Exercise brief
Which lines of the records contain "TypeScript"? Collect every one of them.

Code that builds pages
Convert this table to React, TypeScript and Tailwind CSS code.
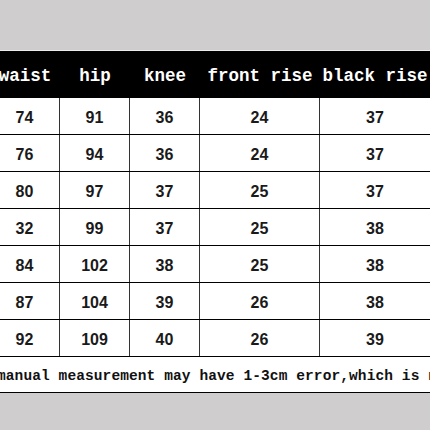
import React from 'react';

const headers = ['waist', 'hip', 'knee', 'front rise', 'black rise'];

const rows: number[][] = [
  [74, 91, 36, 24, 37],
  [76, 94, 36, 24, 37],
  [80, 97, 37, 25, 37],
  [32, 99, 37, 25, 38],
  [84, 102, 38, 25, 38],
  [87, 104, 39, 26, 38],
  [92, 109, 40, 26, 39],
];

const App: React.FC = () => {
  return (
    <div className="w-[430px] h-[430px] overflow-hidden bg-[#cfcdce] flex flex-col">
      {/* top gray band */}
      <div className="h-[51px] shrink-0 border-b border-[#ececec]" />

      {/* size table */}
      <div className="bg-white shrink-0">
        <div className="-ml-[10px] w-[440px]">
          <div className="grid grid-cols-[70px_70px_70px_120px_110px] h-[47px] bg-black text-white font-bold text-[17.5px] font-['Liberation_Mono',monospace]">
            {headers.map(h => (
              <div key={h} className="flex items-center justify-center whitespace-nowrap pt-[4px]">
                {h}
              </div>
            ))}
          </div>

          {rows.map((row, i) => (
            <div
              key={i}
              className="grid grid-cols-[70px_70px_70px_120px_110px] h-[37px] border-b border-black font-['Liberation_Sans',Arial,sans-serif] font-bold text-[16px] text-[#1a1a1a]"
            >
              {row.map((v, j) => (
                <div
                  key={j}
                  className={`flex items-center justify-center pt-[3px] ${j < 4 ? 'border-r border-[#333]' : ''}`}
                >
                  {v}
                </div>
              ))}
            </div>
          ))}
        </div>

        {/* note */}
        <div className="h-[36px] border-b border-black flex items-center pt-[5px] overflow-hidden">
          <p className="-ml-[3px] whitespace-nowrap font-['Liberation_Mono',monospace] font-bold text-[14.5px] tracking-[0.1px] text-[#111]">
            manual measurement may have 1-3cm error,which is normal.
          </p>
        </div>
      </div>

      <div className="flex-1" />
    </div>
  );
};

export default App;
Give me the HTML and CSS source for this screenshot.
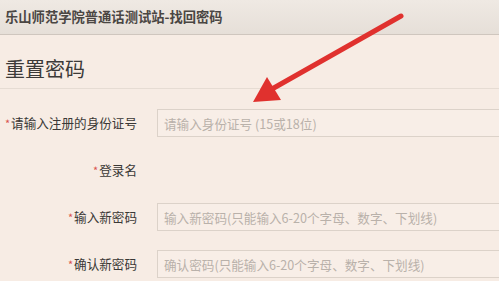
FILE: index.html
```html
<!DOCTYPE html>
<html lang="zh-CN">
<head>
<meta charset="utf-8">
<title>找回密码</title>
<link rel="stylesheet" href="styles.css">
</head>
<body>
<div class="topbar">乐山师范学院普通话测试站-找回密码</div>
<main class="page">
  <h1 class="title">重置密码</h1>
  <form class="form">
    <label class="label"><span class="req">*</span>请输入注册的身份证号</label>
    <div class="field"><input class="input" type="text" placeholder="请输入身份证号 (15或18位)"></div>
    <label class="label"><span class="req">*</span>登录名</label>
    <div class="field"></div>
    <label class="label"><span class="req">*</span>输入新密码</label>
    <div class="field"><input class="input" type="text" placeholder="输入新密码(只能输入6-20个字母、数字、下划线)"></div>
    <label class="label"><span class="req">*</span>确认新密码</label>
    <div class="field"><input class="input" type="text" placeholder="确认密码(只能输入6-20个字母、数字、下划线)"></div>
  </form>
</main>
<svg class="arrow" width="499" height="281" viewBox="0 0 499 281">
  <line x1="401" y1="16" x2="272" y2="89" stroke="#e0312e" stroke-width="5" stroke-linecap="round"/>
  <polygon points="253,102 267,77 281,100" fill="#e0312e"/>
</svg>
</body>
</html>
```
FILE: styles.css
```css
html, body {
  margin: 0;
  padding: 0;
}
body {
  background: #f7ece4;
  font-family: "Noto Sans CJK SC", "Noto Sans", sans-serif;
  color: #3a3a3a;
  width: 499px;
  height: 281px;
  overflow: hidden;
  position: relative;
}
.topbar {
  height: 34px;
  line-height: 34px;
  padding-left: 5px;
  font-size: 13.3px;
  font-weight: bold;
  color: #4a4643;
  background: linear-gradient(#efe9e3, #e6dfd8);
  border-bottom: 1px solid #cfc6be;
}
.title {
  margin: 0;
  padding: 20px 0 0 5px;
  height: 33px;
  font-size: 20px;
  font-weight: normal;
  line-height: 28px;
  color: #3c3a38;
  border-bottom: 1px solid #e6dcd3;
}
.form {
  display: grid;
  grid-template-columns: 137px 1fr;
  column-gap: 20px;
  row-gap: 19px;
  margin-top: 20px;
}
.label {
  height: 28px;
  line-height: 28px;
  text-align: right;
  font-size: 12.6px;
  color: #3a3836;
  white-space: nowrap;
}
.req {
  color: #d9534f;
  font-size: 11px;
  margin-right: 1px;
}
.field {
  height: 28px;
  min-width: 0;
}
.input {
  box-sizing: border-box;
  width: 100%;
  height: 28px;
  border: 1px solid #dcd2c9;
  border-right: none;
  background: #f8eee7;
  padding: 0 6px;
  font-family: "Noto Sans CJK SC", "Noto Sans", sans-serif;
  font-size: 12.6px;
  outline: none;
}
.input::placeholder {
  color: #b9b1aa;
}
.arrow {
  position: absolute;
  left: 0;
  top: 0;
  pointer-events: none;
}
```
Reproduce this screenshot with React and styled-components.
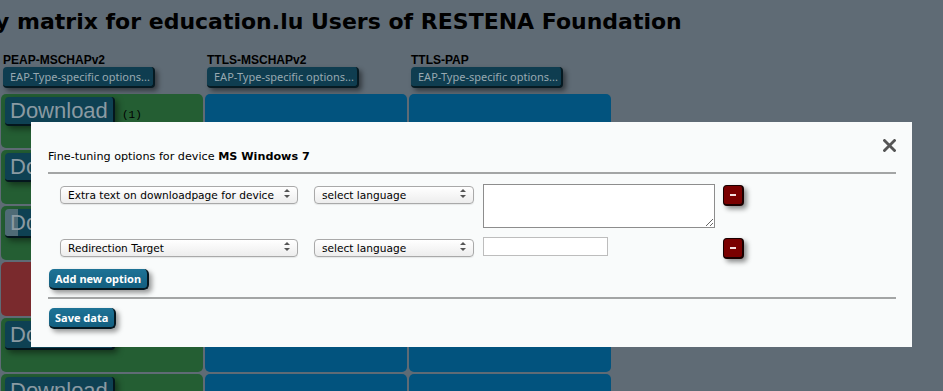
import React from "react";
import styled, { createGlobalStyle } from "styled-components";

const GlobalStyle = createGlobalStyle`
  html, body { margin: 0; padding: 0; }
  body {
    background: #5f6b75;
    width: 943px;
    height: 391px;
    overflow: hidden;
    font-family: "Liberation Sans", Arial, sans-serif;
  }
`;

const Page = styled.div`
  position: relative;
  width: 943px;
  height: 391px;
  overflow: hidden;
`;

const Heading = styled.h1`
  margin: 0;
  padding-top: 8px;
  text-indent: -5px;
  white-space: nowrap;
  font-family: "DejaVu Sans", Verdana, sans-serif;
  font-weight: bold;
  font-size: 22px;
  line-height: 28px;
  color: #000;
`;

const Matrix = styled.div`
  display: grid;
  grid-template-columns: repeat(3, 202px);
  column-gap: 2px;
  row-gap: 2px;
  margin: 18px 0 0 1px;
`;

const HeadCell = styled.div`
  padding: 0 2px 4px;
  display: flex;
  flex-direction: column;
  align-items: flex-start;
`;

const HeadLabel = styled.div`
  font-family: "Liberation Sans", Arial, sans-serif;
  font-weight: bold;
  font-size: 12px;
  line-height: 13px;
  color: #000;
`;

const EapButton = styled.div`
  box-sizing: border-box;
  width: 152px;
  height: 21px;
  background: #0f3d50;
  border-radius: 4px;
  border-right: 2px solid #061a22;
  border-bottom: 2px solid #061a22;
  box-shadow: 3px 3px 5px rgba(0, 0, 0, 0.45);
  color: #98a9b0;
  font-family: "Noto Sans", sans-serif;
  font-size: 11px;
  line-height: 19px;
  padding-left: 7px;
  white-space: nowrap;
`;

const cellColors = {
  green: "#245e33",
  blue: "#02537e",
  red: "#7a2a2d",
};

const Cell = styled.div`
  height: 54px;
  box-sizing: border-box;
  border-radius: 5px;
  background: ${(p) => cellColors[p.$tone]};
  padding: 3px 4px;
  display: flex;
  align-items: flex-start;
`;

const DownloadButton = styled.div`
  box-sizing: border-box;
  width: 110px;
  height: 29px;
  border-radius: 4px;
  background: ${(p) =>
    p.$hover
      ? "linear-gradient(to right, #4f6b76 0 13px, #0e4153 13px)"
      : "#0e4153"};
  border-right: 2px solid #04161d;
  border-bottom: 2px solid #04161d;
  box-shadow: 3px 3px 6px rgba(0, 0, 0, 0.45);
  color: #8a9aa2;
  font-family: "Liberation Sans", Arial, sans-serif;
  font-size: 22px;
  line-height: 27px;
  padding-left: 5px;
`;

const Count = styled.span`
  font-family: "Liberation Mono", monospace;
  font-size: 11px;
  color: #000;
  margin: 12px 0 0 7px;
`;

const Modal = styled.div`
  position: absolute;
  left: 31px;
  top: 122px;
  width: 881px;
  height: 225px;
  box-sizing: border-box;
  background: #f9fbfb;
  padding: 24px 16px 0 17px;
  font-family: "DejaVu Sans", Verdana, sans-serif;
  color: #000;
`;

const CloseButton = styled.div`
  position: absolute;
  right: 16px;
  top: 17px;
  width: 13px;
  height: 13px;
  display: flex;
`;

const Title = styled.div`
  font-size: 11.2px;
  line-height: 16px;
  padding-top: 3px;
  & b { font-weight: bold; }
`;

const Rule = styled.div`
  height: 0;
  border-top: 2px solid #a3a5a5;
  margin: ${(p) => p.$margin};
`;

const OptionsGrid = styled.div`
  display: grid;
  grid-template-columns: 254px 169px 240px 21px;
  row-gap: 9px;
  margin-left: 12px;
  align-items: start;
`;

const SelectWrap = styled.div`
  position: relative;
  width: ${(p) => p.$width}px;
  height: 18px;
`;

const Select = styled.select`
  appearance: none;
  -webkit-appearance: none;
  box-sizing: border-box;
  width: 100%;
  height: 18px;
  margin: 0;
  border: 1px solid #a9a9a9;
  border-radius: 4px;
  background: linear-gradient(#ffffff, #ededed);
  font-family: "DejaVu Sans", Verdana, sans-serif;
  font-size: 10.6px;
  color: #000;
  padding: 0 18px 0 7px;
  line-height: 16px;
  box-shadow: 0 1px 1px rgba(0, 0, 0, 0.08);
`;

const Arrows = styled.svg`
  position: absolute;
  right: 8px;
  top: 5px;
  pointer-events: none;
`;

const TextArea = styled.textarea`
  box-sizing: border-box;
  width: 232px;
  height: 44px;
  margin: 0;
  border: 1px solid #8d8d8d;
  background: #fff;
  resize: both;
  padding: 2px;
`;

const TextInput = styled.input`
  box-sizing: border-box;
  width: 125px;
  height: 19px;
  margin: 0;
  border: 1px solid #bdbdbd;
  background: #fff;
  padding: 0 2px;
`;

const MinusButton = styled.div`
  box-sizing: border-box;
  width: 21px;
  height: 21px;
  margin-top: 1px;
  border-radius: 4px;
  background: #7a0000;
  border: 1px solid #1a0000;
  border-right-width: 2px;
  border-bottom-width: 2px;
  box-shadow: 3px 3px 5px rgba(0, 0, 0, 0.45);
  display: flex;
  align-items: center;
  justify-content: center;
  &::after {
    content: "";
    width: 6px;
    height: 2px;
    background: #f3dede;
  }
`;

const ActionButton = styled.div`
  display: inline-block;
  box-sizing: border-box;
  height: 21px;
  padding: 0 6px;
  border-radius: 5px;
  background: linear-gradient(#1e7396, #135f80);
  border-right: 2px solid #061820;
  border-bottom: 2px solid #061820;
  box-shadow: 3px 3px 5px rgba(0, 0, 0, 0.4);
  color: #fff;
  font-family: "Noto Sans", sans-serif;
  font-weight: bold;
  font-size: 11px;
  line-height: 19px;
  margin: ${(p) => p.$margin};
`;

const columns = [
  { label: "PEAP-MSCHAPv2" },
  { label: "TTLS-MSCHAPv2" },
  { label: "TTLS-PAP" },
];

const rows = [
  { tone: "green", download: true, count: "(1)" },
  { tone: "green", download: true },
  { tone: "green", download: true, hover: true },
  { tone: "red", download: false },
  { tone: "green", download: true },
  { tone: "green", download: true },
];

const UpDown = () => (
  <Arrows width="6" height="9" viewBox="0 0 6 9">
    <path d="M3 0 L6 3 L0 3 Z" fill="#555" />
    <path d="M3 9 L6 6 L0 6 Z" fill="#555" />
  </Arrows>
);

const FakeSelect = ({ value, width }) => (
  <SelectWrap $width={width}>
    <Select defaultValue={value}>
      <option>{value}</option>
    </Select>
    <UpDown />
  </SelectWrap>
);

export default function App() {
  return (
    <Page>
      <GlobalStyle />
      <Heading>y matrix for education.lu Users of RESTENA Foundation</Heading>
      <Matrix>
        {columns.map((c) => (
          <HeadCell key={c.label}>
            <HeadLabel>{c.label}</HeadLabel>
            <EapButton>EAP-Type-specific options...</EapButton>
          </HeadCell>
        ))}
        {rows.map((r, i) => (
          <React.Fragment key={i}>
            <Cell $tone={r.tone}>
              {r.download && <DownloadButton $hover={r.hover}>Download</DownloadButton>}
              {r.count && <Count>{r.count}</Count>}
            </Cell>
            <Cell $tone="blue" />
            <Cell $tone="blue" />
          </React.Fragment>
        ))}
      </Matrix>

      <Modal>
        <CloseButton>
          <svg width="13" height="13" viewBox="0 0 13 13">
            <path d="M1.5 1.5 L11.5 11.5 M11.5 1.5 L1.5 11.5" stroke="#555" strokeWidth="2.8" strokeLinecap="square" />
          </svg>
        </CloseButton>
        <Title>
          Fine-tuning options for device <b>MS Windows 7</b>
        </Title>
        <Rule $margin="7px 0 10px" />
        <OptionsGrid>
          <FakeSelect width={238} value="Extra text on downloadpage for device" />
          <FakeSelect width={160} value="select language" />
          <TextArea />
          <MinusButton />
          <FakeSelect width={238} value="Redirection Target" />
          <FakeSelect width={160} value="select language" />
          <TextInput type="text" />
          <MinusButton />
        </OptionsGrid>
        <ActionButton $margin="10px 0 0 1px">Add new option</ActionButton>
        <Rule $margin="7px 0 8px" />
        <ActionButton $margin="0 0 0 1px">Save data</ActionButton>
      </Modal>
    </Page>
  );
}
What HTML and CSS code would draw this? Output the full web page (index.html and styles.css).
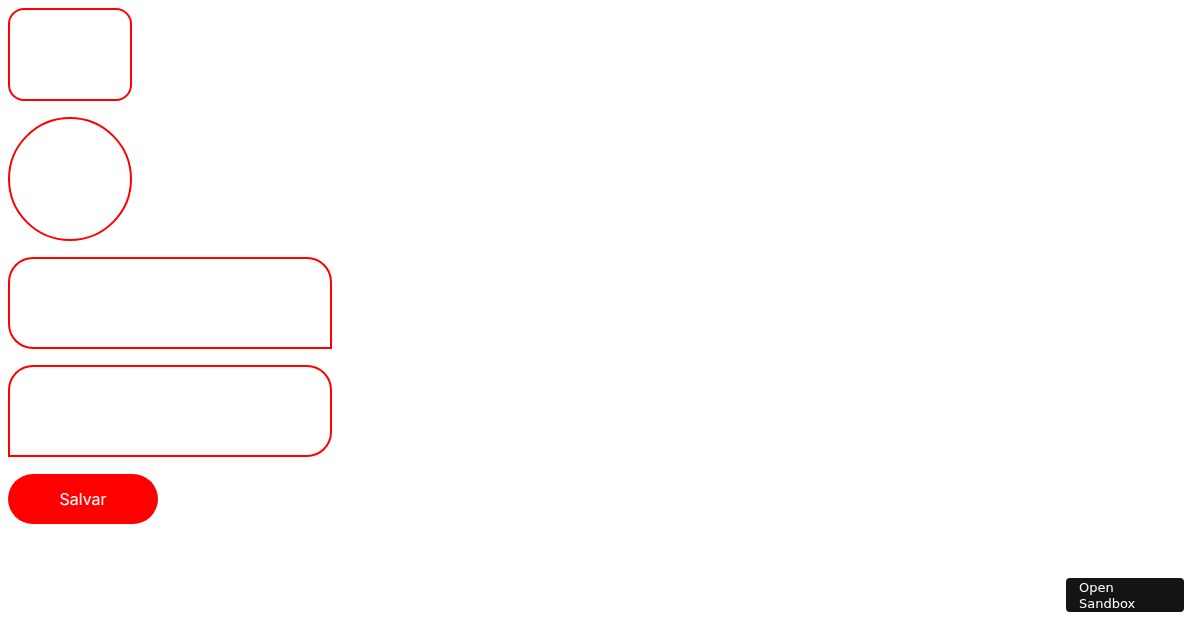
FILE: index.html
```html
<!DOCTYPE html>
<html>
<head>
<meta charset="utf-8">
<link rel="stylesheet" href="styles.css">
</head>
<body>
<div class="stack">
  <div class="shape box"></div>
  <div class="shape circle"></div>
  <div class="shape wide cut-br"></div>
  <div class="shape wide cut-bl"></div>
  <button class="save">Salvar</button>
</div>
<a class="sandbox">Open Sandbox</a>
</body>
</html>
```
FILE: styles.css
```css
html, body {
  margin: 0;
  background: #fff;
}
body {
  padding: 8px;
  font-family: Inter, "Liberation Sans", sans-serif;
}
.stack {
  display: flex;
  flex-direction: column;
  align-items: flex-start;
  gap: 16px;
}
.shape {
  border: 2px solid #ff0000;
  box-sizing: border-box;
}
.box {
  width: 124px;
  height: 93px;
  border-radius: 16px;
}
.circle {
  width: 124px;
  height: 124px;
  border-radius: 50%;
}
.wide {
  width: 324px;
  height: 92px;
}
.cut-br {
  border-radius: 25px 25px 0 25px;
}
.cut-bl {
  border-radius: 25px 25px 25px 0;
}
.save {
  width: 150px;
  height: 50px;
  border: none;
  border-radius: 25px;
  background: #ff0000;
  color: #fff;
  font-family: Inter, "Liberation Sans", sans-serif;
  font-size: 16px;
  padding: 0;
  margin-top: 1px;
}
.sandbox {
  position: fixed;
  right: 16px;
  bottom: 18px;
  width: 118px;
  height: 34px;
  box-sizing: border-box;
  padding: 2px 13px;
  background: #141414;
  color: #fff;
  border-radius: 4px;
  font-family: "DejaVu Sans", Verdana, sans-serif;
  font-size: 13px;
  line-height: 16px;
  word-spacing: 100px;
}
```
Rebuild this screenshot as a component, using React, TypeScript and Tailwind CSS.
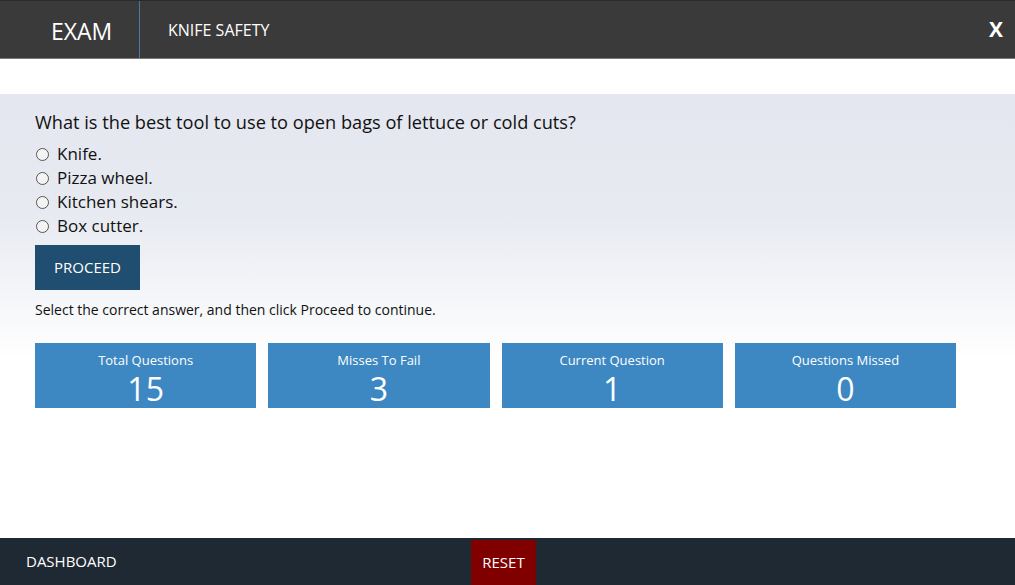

Written reply
Convert this table to React, TypeScript and Tailwind CSS code.
Rebuild this screenshot as a component, using React, TypeScript and Tailwind CSS.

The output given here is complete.